After the funeral footage airs on this special, Rather brings the story up to date, tracing the lives of the central figures in the national tragedy. Then he concludes with an upbeat observation about the fifth day, ``a day we haven't shown.''

``On Tuesday, America went back to work,'' Rather observes. ``The Constitution of the United States provides for the orderly transition of the presidency, and that's what took place. So, it is Tuesday I often think of. Two hundred million people went about their business, and America continued on course.''

Speaking with the press last week over breakfast at New York's 21 Club, Rather said, ``The Kennedy assassination was the greatest mystery and the greatest tragedy of the American century. Ritual, as we know from Joseph Campbell, is a very important part of bonding. ... The assassination of Kennedy and the four days in November represent one of this nation's greatest bonding rituals....

As for what the makers of the program hope to accomplish, Rather noted that ``our median age'' in the United States ``is now 30; so many TV viewers were either not yet born or were too young to remember'' the events surrounding the assassination. ``Our goal was to put together a museum piece, something which somebody 200 years from now can look at and know what it was like.''

At the time of the assassination, Rather was a two-year veteran of CBS News, which was in the process of combining its Atlanta and Dallas bureaus into one New Orleans bureau. He quickly dropped his managerial duties and took to the air to report the happenings.

``You can see some very interesting signs of the times if you examine the footage closely now,'' Rather says. ``The police cordoned off the area after the Oswald assassination, and there is one scene in which a reporter with a camera says, `Joe, please move,' to a policeman who is blocking his view. In those days, reporters and policemen saw themselves as brothers. It was later that they became angry brothers.

``And if you look closely at the remote from the Trade Mart, it is the black waiters who early on knew what happened and stood there with their handkerchiefs to their eyes. By 1963, President Kennedy was seen, after Martin Luther King, as the emerging champion of civil rights.''

Rather is one of the people who believes TV journalism did come of age in 1963. ``Before that time, most people didn't regard TV journalism as real journalism; ... even the people in it had inferiority complexes about their role in news. But we - and the country - found out that we could do real hard reporting, that we were as good as anybody practicing journalism. That day the standard went up and never came down.''

Rather is proud that his country was able to transfer power so smoothly to the new President. ``The world admired us more at that moment than at any time other than the American Revolution or at the conclusion of World War II,'' says Rather. ``We took this kind of tragedy and didn't miss a step in the transfer of power under the worst circumstances.''

Since network TV has become much more cost-conscious today than in 1963, one wonders how present-day CBS would cover such an event. Twenty-five years ago, the network canceled four whole days' worth of commercials, and all regular programming. At night, symphony orchestras played classical music. As we finish breakfast, I ask Rather if CBS would cancel all commercial programming now.

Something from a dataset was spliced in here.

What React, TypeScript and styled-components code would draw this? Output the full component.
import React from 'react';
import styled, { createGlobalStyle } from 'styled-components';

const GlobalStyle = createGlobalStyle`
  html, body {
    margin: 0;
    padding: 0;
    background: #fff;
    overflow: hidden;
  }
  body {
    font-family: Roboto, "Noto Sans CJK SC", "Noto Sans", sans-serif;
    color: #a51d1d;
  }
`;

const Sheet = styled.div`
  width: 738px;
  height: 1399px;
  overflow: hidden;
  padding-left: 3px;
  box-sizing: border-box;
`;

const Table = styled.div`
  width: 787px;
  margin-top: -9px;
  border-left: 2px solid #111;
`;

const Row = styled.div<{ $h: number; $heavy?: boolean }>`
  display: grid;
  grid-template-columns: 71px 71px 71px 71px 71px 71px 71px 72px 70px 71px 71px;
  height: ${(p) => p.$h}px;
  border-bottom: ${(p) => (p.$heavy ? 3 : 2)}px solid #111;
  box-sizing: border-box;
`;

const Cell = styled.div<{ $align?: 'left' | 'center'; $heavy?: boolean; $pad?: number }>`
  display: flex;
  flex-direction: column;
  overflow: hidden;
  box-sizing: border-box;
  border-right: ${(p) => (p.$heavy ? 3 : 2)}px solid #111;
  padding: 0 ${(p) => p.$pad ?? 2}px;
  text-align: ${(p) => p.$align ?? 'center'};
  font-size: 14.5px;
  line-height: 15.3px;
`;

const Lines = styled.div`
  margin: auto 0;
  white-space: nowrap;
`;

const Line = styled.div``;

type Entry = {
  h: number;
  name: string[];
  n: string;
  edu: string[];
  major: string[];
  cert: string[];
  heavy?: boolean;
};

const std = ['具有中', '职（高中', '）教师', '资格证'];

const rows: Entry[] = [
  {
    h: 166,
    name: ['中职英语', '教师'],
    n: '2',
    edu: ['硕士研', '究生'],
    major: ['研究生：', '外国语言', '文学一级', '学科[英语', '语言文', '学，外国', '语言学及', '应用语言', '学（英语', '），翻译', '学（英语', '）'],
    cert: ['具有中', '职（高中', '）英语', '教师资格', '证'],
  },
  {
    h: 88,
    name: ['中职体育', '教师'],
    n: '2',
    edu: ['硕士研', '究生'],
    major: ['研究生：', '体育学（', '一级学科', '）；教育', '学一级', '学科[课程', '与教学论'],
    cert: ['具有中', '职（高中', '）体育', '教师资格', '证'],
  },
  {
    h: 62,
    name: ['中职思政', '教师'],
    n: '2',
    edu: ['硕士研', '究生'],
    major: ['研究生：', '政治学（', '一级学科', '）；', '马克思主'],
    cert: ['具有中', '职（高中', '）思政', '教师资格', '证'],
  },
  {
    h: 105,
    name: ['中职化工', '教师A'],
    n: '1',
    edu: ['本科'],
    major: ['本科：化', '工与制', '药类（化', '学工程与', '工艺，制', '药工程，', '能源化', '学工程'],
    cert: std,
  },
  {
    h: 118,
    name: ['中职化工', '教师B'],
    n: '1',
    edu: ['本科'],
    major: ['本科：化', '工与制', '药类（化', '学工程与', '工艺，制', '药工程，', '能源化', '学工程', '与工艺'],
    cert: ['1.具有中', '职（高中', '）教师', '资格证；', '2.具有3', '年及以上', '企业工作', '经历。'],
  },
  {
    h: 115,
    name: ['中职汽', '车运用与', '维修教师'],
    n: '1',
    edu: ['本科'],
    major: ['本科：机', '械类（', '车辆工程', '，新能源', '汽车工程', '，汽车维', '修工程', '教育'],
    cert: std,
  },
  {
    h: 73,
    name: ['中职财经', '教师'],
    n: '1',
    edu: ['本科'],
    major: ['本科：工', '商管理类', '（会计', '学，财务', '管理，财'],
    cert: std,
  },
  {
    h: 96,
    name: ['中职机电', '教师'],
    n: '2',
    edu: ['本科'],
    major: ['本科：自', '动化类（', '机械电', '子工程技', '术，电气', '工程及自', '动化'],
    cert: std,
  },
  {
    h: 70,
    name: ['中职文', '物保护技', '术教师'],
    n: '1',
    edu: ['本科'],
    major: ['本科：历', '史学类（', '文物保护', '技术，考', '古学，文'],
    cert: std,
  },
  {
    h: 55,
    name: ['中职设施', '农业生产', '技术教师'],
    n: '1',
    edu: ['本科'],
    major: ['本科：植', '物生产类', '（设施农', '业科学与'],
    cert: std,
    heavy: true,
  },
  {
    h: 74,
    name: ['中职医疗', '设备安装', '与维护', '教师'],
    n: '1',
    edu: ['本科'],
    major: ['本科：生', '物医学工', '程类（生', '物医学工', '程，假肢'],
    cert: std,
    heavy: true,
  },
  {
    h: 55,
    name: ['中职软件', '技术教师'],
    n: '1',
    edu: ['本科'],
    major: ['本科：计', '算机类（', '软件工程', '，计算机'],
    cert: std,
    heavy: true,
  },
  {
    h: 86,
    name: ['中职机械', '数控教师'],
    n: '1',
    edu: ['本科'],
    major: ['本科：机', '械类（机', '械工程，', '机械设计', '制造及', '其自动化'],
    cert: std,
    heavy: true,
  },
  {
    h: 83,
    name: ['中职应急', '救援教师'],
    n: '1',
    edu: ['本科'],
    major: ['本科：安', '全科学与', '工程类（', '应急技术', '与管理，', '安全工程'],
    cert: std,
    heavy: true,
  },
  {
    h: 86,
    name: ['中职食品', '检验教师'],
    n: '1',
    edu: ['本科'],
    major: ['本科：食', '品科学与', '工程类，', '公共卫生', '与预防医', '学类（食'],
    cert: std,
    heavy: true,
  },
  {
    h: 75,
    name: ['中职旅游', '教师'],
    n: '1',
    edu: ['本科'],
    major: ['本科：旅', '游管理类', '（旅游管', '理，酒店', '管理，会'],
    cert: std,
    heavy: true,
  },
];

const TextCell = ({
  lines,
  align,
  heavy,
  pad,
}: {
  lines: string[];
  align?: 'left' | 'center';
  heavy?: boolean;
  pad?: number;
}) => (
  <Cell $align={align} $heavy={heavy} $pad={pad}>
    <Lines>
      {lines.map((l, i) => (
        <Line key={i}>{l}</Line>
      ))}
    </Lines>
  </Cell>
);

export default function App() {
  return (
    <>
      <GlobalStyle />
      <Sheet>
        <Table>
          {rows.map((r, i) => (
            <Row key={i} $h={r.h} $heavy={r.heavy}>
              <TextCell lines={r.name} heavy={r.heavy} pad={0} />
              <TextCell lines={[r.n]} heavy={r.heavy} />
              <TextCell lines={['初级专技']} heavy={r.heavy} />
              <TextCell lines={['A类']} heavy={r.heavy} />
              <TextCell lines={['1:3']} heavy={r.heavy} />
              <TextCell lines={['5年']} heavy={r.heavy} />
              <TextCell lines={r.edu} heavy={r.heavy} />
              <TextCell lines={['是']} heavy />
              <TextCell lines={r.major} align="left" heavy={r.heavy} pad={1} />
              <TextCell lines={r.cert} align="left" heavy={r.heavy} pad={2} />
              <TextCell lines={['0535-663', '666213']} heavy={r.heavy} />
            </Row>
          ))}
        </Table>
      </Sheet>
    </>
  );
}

He ponders the question. ``It would - for something like this,'' he says. ``Don't forget, it was a TV-wide action in 1963. However, the spectrum is so much wider now - with cable and so many independent stations - I'm not sure everybody would do it. But certainly the three commercial networks would.''

And with our newly elected vice-president-elect, could we count on as smooth a transition?

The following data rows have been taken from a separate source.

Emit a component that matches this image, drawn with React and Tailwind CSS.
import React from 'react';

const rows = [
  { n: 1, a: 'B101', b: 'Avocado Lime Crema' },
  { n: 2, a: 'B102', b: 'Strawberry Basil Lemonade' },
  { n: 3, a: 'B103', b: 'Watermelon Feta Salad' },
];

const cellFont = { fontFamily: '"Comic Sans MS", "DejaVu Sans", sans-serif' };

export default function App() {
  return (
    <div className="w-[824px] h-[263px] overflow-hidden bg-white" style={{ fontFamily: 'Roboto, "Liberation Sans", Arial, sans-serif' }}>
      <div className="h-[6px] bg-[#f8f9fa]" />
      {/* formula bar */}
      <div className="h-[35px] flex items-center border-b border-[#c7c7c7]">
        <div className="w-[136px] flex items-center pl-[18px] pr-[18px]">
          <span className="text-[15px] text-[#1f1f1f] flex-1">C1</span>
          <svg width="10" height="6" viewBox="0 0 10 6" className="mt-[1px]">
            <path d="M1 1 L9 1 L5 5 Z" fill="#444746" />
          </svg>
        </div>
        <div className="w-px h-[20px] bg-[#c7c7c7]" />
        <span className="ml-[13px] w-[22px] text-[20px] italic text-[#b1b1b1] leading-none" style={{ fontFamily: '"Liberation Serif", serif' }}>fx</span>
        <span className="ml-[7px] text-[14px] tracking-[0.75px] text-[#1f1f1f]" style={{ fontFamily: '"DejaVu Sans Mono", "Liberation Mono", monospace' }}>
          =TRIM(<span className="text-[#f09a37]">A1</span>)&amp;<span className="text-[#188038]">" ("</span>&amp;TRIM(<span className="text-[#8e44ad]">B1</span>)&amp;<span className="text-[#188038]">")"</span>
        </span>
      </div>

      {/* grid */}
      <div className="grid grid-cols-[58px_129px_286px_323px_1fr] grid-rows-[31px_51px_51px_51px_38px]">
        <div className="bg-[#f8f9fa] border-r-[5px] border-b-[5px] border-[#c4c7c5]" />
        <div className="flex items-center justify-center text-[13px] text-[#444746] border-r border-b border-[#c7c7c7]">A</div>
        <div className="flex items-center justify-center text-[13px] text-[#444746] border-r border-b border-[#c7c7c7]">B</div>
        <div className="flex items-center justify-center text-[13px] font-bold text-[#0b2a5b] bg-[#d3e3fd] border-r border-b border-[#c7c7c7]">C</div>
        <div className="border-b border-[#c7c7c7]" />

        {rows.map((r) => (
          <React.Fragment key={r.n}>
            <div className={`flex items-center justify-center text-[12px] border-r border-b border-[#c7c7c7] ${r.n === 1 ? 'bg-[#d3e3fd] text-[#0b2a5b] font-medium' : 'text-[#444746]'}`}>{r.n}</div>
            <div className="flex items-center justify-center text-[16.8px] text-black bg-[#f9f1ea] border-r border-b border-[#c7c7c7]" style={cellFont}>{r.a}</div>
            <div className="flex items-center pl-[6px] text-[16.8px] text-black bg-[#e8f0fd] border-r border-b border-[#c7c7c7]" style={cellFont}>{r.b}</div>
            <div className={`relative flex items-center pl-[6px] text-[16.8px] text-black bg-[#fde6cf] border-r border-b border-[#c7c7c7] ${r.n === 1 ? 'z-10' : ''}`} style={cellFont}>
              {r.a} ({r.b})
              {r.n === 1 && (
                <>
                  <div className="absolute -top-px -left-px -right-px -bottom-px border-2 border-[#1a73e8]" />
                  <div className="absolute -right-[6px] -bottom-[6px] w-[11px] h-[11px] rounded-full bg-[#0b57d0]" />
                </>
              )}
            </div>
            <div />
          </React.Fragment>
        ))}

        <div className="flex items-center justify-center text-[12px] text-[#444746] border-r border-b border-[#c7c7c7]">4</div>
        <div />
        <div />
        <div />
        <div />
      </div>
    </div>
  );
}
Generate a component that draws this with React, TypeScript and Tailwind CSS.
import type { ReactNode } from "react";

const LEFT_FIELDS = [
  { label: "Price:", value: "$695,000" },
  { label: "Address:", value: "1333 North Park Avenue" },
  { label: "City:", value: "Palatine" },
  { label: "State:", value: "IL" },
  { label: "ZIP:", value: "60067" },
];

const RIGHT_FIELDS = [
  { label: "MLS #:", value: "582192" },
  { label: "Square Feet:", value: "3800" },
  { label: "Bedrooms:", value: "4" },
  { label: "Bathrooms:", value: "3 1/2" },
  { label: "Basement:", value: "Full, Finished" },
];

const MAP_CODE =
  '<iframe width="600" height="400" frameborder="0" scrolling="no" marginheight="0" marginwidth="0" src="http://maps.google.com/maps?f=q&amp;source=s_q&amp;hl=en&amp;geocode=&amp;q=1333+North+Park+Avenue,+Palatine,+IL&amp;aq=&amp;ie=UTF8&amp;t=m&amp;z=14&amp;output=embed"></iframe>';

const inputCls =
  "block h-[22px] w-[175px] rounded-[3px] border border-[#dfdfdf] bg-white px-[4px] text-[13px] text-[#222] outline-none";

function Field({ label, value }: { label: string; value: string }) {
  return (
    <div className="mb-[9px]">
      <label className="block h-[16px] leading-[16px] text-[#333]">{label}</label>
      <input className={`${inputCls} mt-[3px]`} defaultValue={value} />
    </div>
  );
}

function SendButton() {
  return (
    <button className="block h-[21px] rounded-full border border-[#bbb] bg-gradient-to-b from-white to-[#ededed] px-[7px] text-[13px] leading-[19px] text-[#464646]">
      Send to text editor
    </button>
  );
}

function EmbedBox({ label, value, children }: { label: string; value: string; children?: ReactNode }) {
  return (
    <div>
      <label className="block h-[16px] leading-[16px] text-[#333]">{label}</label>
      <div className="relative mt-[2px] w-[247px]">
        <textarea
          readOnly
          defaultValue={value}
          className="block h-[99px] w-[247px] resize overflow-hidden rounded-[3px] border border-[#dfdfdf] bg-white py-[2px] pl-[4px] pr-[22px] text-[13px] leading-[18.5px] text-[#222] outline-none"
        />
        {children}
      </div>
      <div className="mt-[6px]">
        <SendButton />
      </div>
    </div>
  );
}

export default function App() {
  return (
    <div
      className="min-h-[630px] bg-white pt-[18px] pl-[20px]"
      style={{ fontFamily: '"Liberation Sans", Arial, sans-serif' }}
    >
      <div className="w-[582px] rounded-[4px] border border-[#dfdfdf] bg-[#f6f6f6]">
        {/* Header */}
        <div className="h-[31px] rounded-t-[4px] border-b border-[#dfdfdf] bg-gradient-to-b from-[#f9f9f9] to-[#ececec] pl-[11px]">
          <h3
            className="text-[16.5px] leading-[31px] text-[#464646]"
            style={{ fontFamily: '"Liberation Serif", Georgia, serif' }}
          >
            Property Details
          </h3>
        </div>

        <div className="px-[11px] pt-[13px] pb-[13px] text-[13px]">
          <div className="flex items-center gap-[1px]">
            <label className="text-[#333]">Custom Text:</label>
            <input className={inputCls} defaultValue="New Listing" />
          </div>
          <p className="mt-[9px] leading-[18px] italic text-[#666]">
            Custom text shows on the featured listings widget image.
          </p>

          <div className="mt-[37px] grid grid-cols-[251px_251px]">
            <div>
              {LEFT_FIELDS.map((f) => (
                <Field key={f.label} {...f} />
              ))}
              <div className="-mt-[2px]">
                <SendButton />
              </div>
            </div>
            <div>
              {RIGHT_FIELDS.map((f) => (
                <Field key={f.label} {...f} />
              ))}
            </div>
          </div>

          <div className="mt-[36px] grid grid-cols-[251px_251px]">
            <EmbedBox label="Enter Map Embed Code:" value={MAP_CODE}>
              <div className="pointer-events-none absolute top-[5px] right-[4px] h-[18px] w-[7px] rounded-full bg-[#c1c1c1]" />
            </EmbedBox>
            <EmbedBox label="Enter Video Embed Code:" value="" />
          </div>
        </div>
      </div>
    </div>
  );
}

Rather refuses to be drawn into controversy. ``Check, please!'' he calls, smiling, to a nonexistent waiter, as he stands up to leave.

``Four Days in November'' is a timely reminder of how America survives tragedy. It is loaded with violence and the effects of violence, but it is also a record of how the American people - including the CBS crews - managed to bear the sadness with dignity and to carry on.